My first fan fiction on this account and after a LONG writer's block. I decided to go with a sad one, because it seemed the best way to kick it off.

Sorry about the Father's Day reference. Didn't know I'd get the idea so long after that day.

Still, hope you like it, and it brings the feels!

Comments ( 15 )

I'll be frank, the story concept is not half bad, even if not exactly novel, but after the introduction, which was really good by the way, it lost its pacing and went into full speed mode. The "conflict" came and went, there was almost no resolution in between.

Not sayin this should have been super long, jist that it would be better if it was a bit longer, mor dialog between AJ and BM, if anything just to steady the pace of the narrative.

All in all, a decent read with plenty of room for impovement.
:eeyup: :ajsmug:

2846163
Thanks for the comment. I could use all of the help I can get. I'll admit, the story line just went by in a flash. I keep that in mind next time. It's just that when you've stopped writing fiction for a while, you can't think of good ideas or keep up, you know? So, thanks, I'll make it a bit longer next time.

2848484
I...don't exactly know how to reply to that, but thanks, I guess.

Unfortunately, you have a few too many errors to warrant inclusion into the Good Grammar Directory at this time.
The errors are as follows:

Run-on sentence and spelling error:

It finally pinpointed where it was coming from and made its way over to the side of the barn where there was a pile of hay that looked as if it was washed clean neatly piled in a bunch and a hump could easily bee seen underneath what looked like a velvet blanket with apples etched on the edges and a red outline.

Subject/verb agreement

only it was hard to translate what with all of the stuttering and hiccups that was corrupting her speaking.

Should be "were corrupting," not "was corrupting."

Please fix them and we will be more than happy to include your story in the Good Grammar Directory.
You may re-submit it into the submissions folder whenever you are ready.

Cool, I'll go ahead and add it.

Okay, my opinion on this.

The introduction is very good, sets the scene well. Some of the words were unnecessarily flowery, but I was generally grounded in the narrative.

After that, though, I'm afraid the pacing went crazy and suddenly sped up, and it just generally fell flat. The dialogue didn't really have any emotional impact to it and AJ seemed to whiplash from sadness to joy in a heartbeat.

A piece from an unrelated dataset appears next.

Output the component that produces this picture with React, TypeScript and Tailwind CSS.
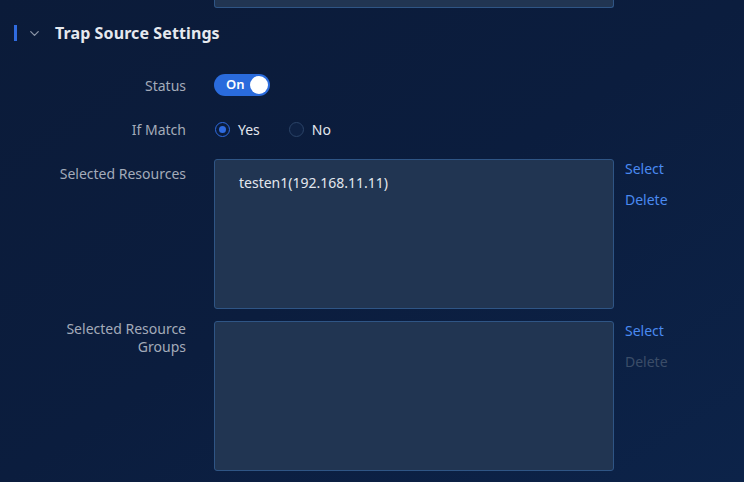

All in all, not bad, but it could really use some improvement. The word choice was good, the imagery in the intro was great, but the rest was lacking.

2877106
Yeah, I've been getting that from time to time, and I'll admit: I did rush this a bit, because it only took me a few hours to make and I didn't really go over it, but all off that will change, trust me.

I think this story was pretty good but my only concern was the problems with the pacing and description. Other than that the story was pretty good and I can't wait to read more from you.
~Sylpheed

2906332
Trust me, I get a lot of problems with pacing from this story, and I was waiting for someone say something about the description, because I'm terrible with them.

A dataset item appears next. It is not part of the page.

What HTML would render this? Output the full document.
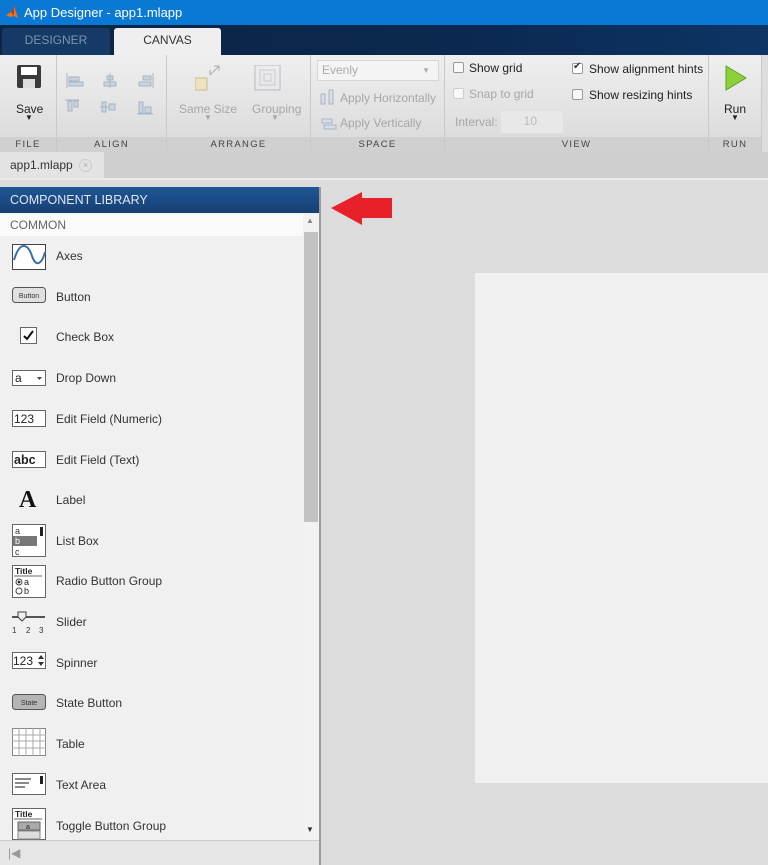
<!DOCTYPE html>
<html><head><meta charset="utf-8">
<style>
*{margin:0;padding:0;box-sizing:border-box}
body{width:768px;height:865px;overflow:hidden;background:#dcdcdc;font-family:"Liberation Sans",Arial,sans-serif;position:relative}
.abs{position:absolute}
#title{left:0;top:0;width:768px;height:25px;background:#0a79d4;color:#fff;font-size:13px;line-height:25px;padding-left:24px}
#tabs{left:0;top:25px;width:768px;height:30px;background:linear-gradient(90deg,#0c2545,#0b2850 60%,#0d3565)}
.tab{position:absolute;top:3px;height:27px;font-size:12px;line-height:25px;text-align:center;border-radius:3px 3px 0 0}
#ribbon{left:0;top:55px;width:768px;height:97px;background:linear-gradient(#efefef,#d9d9d9);border-bottom:1px solid #bdbdbd}
.sec{position:absolute;top:0;height:97px;border-right:1px solid #c9c9c9}
.lbl{position:absolute;left:0;right:0;bottom:0;height:15px;background:#d0d0d0;font-size:9.5px;letter-spacing:1.3px;color:#444;text-align:center;line-height:15px}
.g{color:#a7a7a7;font-size:12px;position:absolute}
.t{color:#222;font-size:12px;position:absolute}
.cb{position:absolute;width:11px;height:11px;border:1px solid #999;background:#f8f8f8;border-radius:2px}
#doc{left:0;top:152px;width:768px;height:28px;background:#cfcfcf;border-bottom:2px solid #ececec}
#lib{left:0;top:187px;width:321px;height:678px;background:#f0f0f0;border-right:2px solid #9a9a9a}
#libh{position:absolute;left:0;top:0;width:319px;height:26px;background:linear-gradient(#1f5797,#173f73);color:#dfe7f2;font-size:12.5px;line-height:26px;padding-left:10px}
.item{position:absolute;left:56px;font-size:12px;color:#333}
.ic{position:absolute;left:12px}
</style></head><body>
<div id="title" class="abs">App Designer - app1.mlapp
<svg class="abs" style="left:5px;top:5px" width="14" height="15"><path d="M1 10 L6 7 L9 1 L13 13 L9 11 L5 12Z" fill="#e8742a"/><path d="M6 7 L9 1 L9 11Z" fill="#b43e10"/></svg></div>
<div id="tabs" class="abs">
<div class="tab" style="left:2px;width:108px;background:#163a66;color:#7c93b0">DESIGNER</div>
<div class="tab" style="left:114px;width:107px;background:#efefef;color:#333">CANVAS</div>
</div>
<div id="ribbon" class="abs">
<div class="sec" style="left:0;width:57px">
<svg class="abs" style="left:17px;top:10px" width="25" height="24"><rect x="0" y="0" width="24" height="23" rx="2" fill="#3a3a3a"/><rect x="4" y="2" width="16" height="8" fill="#fff"/><rect x="6" y="14" width="12" height="9" fill="#ddd"/></svg>
<div class="t" style="left:16px;top:47px">Save</div><div class="t" style="left:25px;top:58px;font-size:8px">▼</div>
<div class="lbl">FILE</div></div>
<div class="sec" style="left:57px;width:110px">
<svg class="abs" style="left:8px;top:18px" width="95" height="45" stroke="#aab5c4" fill="#c8d4e0"><rect x="4" y="4" width="10" height="4"/><rect x="4" y="9" width="14" height="4"/><line x1="2" y1="0" x2="2" y2="15"/><rect x="42" y="3" width="6" height="4"/><rect x="39" y="9" width="12" height="4"/><line x1="45" y1="0" x2="45" y2="15"/><rect x="78" y="3" width="8" height="4"/><rect x="74" y="9" width="12" height="4"/><line x1="88" y1="0" x2="88" y2="15"/><line x1="0" y1="27" x2="14" y2="27"/><rect x="3" y="28" width="4" height="10"/><rect x="9" y="28" width="4" height="6"/><rect x="37" y="29" width="4" height="10"/><line x1="35" y1="34" x2="50" y2="34"/><rect x="44" y="31" width="6" height="6"/><line x1="72" y1="41" x2="88" y2="41"/><rect x="74" y="29" width="4" height="11"/><rect x="80" y="34" width="6" height="6"/></svg>
<div class="lbl">ALIGN</div></div>
<div class="sec" style="left:167px;width:144px">
<svg class="abs" style="left:28px;top:10px" width="100" height="32"><rect x="0" y="13" width="12" height="12" fill="#ede3bf" stroke="#c8bb8e"/><path d="M15 10 L24 1 M19 1 L24 1 L24 6 M15 10 L15 5" stroke="#aab" fill="none"/><rect x="60" y="0" width="25" height="25" fill="none" stroke="#b8b8c8"/><rect x="65" y="5" width="15" height="15" fill="none" stroke="#c8c8d8"/><rect x="69" y="9" width="7" height="7" fill="none" stroke="#c8c8d8"/></svg>
<div class="g" style="left:12px;top:47px">Same Size</div><div class="g" style="left:85px;top:47px">Grouping</div>
<div class="g" style="left:37px;top:58px;font-size:8px">▼</div><div class="g" style="left:104px;top:58px;font-size:8px">▼</div>
<div class="lbl">ARRANGE</div></div>
<div class="sec" style="left:311px;width:134px">
<div class="abs" style="left:6px;top:5px;width:122px;height:21px;background:#f4f4f4;border:1px solid #d6d6d6;font-size:12px;color:#aaa;line-height:19px;padding-left:4px">Evenly<span style="position:absolute;right:8px;font-size:8px">▼</span></div>
<div class="g" style="left:29px;top:36px">Apply Horizontally</div><div class="g" style="left:29px;top:61px">Apply Vertically</div>
<svg class="abs" style="left:8px;top:33px" width="18" height="45" stroke="#a9b4c8" fill="#d6dde8"><rect x="2" y="6" width="4" height="10"/><rect x="10" y="2" width="4" height="14"/><rect x="3" y="31" width="10" height="4"/><rect x="5" y="37" width="12" height="4"/></svg>
<div class="lbl">SPACE</div></div>
<div class="sec" style="left:445px;width:264px">
<div class="cb" style="left:8px;top:7px"></div><div class="t" style="left:24px;top:6px">Show grid</div>
<div class="cb" style="left:8px;top:33px;border-color:#ccc"></div><div class="g" style="left:24px;top:32px">Snap to grid</div>
<div class="g" style="left:10px;top:60px">Interval:</div>
<div class="abs" style="left:56px;top:56px;width:62px;height:22px;background:#e8e8e8;font-size:12px;color:#bbb;text-align:right;padding:3px 26px 0 0">10</div>
<div class="cb" style="left:127px;top:8px;background:#fff"><span style="position:absolute;left:0;top:-3px;font-size:10px;color:#333">✔</span></div><div class="t" style="left:144px;top:7px">Show alignment hints</div>
<div class="cb" style="left:127px;top:34px"></div><div class="t" style="left:144px;top:33px">Show resizing hints</div>
<div class="lbl">VIEW</div></div>
<div class="sec" style="left:709px;width:53px">
<svg class="abs" style="left:15px;top:10px" width="24" height="26"><path d="M2 1 L22 13 L2 25Z" fill="#8cd03a" stroke="#5fa020"/></svg>
<div class="t" style="left:15px;top:47px">Run</div><div class="t" style="left:22px;top:58px;font-size:8px">▼</div>
<div class="lbl">RUN</div></div>
<div class="abs" style="left:762px;top:0;width:6px;height:97px;background:#ddd"></div>
</div>
<div id="doc" class="abs"><div class="abs" style="left:0;top:0;width:104px;height:26px;background:#e3e3e3;font-size:12px;color:#333;line-height:26px;padding-left:10px">app1.mlapp<span style="position:absolute;left:79px;top:7px;width:13px;height:13px;border:1px solid #ccc;border-radius:50%;font-size:9px;line-height:11px;text-align:center;color:#aaa">×</span></div></div>
<svg class="abs" style="left:330px;top:190px" width="64" height="36"><path d="M1 18 L32 2 L32 8 L62 8 L62 28 L32 28 L32 35Z" fill="#e8202a"/></svg>
<div class="abs" style="left:475px;top:273px;width:293px;height:510px;background:#f0f0f0"></div>
<div id="lib" class="abs">
<div id="libh">COMPONENT LIBRARY</div>
<div class="abs" style="left:0;top:27px;width:303px;height:22px;background:#fafafa;font-size:12px;color:#666;line-height:22px;padding-left:10px">COMMON</div>
<div class="abs" style="left:303px;top:27px;width:16px;height:625px;background:#f2f2f2"></div>
<div class="abs" style="left:304px;top:45px;width:14px;height:290px;background:#c2c2c2"></div>
<div class="abs" style="left:306px;top:29px;font-size:8px;color:#888">▲</div>
<div class="abs" style="left:306px;top:638px;font-size:8px;color:#333">▼</div>
<div class="abs" style="left:0;top:653px;width:319px;height:25px;background:#e6e6e6;border-top:1px solid #ccc;font-size:12px;color:#999;padding:5px 0 0 8px">|◀</div>
<!-- icons -->
<svg class="ic" style="top:57px" width="34" height="27"><rect x="0.5" y="0.5" width="33" height="25" fill="#fff" stroke="#444"/><path d="M2 16 C8 -4 16 0 20 12 C24 24 30 20 33 8" stroke="#3a6ea8" stroke-width="2" fill="none"/></svg>
<div class="item" style="top:62px">Axes</div>
<svg class="ic" style="top:100px" width="34" height="17"><rect x="0.5" y="0.5" width="33" height="15" rx="3" fill="#e0e0e0" stroke="#555"/><text x="17" y="11" font-size="7" text-anchor="middle" fill="#333" font-family="Liberation Sans">Button</text></svg>
<div class="item" style="top:103px">Button</div>
<svg class="ic" style="left:20px;top:140px" width="18" height="18"><rect x="0.5" y="0.5" width="16" height="16" fill="#fff" stroke="#666"/><path d="M4 9 L7 12 L13 4" stroke="#111" stroke-width="2" fill="none"/></svg>
<div class="item" style="top:143px">Check Box</div>
<svg class="ic" style="top:183px" width="34" height="16"><rect x="0.5" y="0.5" width="33" height="15" fill="#fff" stroke="#666"/><text x="3" y="12" font-size="12" fill="#222" font-family="Liberation Sans">a</text><path d="M25 7 L30 7 L27.5 10Z" fill="#444"/></svg>
<div class="item" style="top:184px">Drop Down</div>
<svg class="ic" style="top:223px" width="34" height="17"><rect x="0.5" y="0.5" width="33" height="16" fill="#fff" stroke="#666"/><text x="2" y="13" font-size="12" fill="#222" font-family="Liberation Sans">123</text></svg>
<div class="item" style="top:225px">Edit Field (Numeric)</div>
<svg class="ic" style="top:264px" width="34" height="17"><rect x="0.5" y="0.5" width="33" height="16" fill="#fff" stroke="#666"/><text x="2" y="13" font-size="12.5" font-weight="bold" fill="#222" font-family="Liberation Sans">abc</text></svg>
<div class="item" style="top:266px">Edit Field (Text)</div>
<div class="abs" style="left:19px;top:300px;font-family:'Liberation Serif',serif;font-size:24px;font-weight:bold;color:#111">A</div>
<div class="item" style="top:306px">Label</div>
<svg class="ic" style="top:337px" width="34" height="34"><rect x="0.5" y="0.5" width="33" height="32" fill="#fff" stroke="#666"/><rect x="1" y="12" width="24" height="10" fill="#777"/><rect x="28" y="3" width="3" height="9" fill="#222"/><text x="3" y="10" font-size="9" fill="#333" font-family="Liberation Sans">a</text><text x="3" y="20" font-size="9" fill="#fff" font-family="Liberation Sans">b</text><text x="3" y="31" font-size="9" fill="#333" font-family="Liberation Sans">c</text></svg>
<div class="item" style="top:347px">List Box</div>
<svg class="ic" style="top:378px" width="34" height="34"><rect x="0.5" y="0.5" width="33" height="32" fill="#fff" stroke="#666"/><text x="3" y="9" font-size="8.5" font-weight="bold" fill="#222" font-family="Liberation Sans">Title</text><line x1="2" y1="11" x2="30" y2="11" stroke="#666"/><circle cx="7" cy="17" r="3" fill="#fff" stroke="#444"/><circle cx="7" cy="17" r="1.4" fill="#222"/><circle cx="7" cy="26" r="3" fill="#fff" stroke="#444"/><text x="12" y="20" font-size="9" fill="#222" font-family="Liberation Sans">a</text><text x="12" y="29" font-size="9" fill="#222" font-family="Liberation Sans">b</text></svg>
<div class="item" style="top:387px">Radio Button Group</div>
<svg class="ic" style="top:424px" width="36" height="24"><line x1="0" y1="6" x2="33" y2="6" stroke="#555" stroke-width="2"/><path d="M6 1 L14 1 L14 6 L10 10 L6 6Z" fill="#eee" stroke="#444"/><text x="0" y="22" font-size="8" fill="#333" font-family="Liberation Sans">1</text><text x="14" y="22" font-size="8" fill="#333" font-family="Liberation Sans">2</text><text x="27" y="22" font-size="8" fill="#333" font-family="Liberation Sans">3</text></svg>
<div class="item" style="top:428px">Slider</div>
<svg class="ic" style="top:465px" width="34" height="17"><rect x="0.5" y="0.5" width="33" height="16" fill="#fff" stroke="#666"/><text x="1" y="13" font-size="12" fill="#222" font-family="Liberation Sans">123</text><path d="M26 7 L29 3 L32 7Z M26 10 L32 10 L29 14Z" fill="#333"/></svg>
<div class="item" style="top:469px">Spinner</div>
<svg class="ic" style="top:507px" width="34" height="17"><rect x="0.5" y="0.5" width="33" height="15" rx="3" fill="#b5b5b5" stroke="#555"/><text x="17" y="11" font-size="7" text-anchor="middle" fill="#333" font-family="Liberation Sans">State</text></svg>
<div class="item" style="top:509px">State Button</div>
<svg class="ic" style="top:541px" width="34" height="28"><rect x="0.5" y="0.5" width="33" height="27" fill="#fff" stroke="#888"/><path d="M0 7H34M0 13H34M0 20H34M7 0V28M14 0V28M21 0V28M28 0V28" stroke="#aaa"/></svg>
<div class="item" style="top:550px">Table</div>
<svg class="ic" style="top:586px" width="34" height="22"><rect x="0.5" y="0.5" width="33" height="21" fill="#fff" stroke="#666"/><path d="M3 6H19M3 10H17M3 14H13" stroke="#444" stroke-width="1.3"/><rect x="28" y="3" width="3" height="8" fill="#222"/></svg>
<div class="item" style="top:591px">Text Area</div>
<svg class="ic" style="top:621px" width="34" height="32"><rect x="0.5" y="0.5" width="33" height="31" fill="#fff" stroke="#666"/><text x="3" y="9" font-size="8.5" font-weight="bold" fill="#222" font-family="Liberation Sans">Title</text><line x1="2" y1="11" x2="30" y2="11" stroke="#666"/><rect x="6" y="14" width="22" height="8" fill="#aaa" stroke="#666"/><rect x="6" y="23" width="22" height="8" fill="#ddd" stroke="#888"/><text x="14" y="21" font-size="7" fill="#222" font-family="Liberation Sans">a</text></svg>
<div class="item" style="top:632px">Toggle Button Group</div>
</div>
</body></html>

Thanks for taking the time to comment!

2906338
It's no problem, I always take the time to comment on stories and tell if I like them or not.
Make that almost always. You don't always comment on stories.
True. Either way, I think that it was pretty fun to read, and if you ever need help then I would love to help/proof-read. Although I'm not the best at writing, so it'll be a learning experience for all of us.
Yeah, all of us, seeming as how he'll drag me along.
~Sylpheed and Eli

A lovely story. All the other comments are correct, of course, but it was a nice, quick read. Though I think you made Big Mac talk in these thousand words more than he's talked in all three seasons (with the exception of Heart and Hooves Day).

this was a heartfelt upbeat story, at a trying time for applejack. I admire mac for his words of encouragement for his beloved sister. she needs all the encouragement he can give her at these times. he is a very caring big brother. I was under the impression that both their parents were dead, but this may be before that tragedy.